En ese tiempo, Haití estaba dividida en dos. Al norte, esa corte de estilo europeo, viviendo a lo europeo y al sud, la república, liderada por Jean-Pierre Boyer. Estos antiguos amigos y ahora rivales se enfrentaron. Boyer cargó contra el autoproclamado rey. Producido el choque, salió perdedor Henri I, quien se pegó un tiro, suicidándose. Dicen que en alguna parte de la Citadelle, está sepultado su cadáver.
Lo que siguió después fue horroroso. Su hijo, el “príncipe”, fue cosido a punta de bayonetas que se ensañaron con él. Después, el bello palacio fue saqueado y lo que no pudo ser saqueado, fue destruido. Rompieron el gigantesco espejo que había al pie de la escalinata, hicieron trizas los candelabros, rasgaron los cortinajes. Algunos se llevaban piezas de vajilla, otros se afanaban por los alimentos almacenados en alacenas (cosa curiosa, la temperatura es más baja en lo que queda de ellas), otros se hacían de los ropajes. Solo quedaba ya la edificación. Boyer, en mala hora, tuvo la nefasta idea de incendiarla. Luego, para colmo de males, un terremoto terminó de arruinar el portentoso palacio. Quedan las paredes y en algunas parte, el techo. Se puede transitar por los pasadizos. Y eso es lo que queda de ese lunático rey. El lugar ha sido declarado Patrimonio de la Humanidad.
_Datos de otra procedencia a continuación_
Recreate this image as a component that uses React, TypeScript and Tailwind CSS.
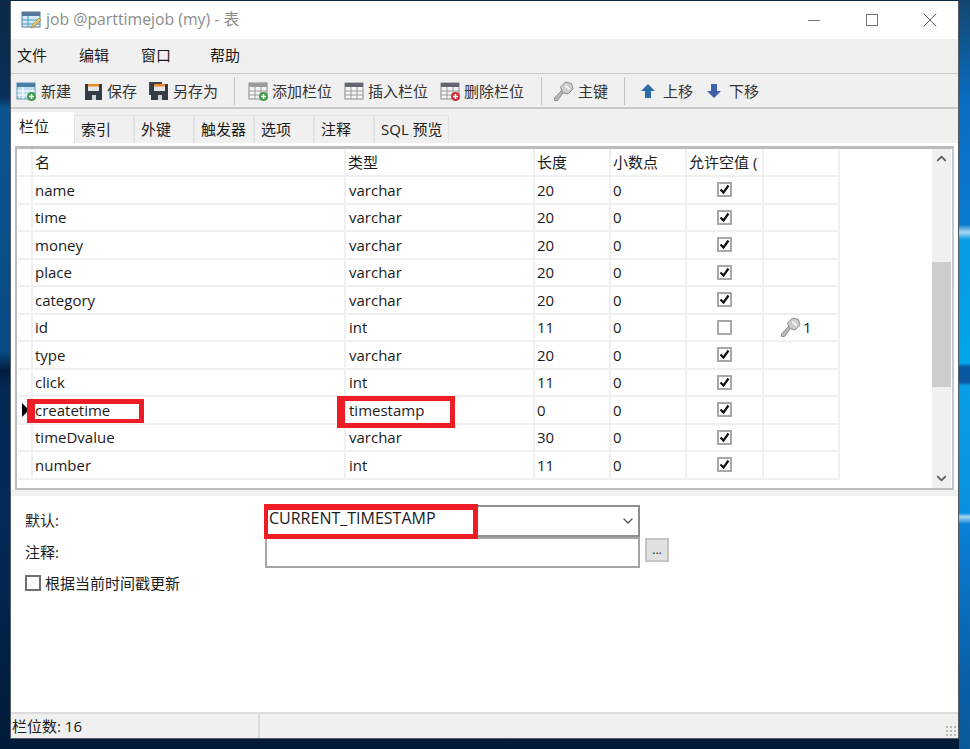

Al momento de rememorar ese viaje, por alguna razón, mi mente hace conexión con la Casa Grande del Pueblo. Excéntrica, grandiosa, mamarracha, todo un insulto para la proverbial pobreza de nuestro país. El entronizado y cada vez más divinizado Evo Morales (en realidad, presidente constitucional de un Estado laico) considera que “merece” ese edificio fálico. Sus adláteres también consideran que se lo “merece”. Henri I, antiguo esclavo, también pensaba que se merecía semejante ostentación de vida palaciega.
Ni idea de qué podrá pasar en el futuro, de si efectivamente Evo pasará el resto de sus días plácida y confortablemente en “su” edificación. De todos modos, algo sí es seguro: de aquí a 100 años, muy difícil, casi imposible, que semejante brutalismo sea declarado Patrimonio de la Humanidad. Henri I tuvo maravilloso buen gusto. De haber quedado en pie su palacio, nos dejaría boquiabiertos y generaría miles de turistas en Haití. No veo que ese mamotreto, Casa Grande del Pueblo, vaya a generar turismo para nuestros nietos. Ni eso.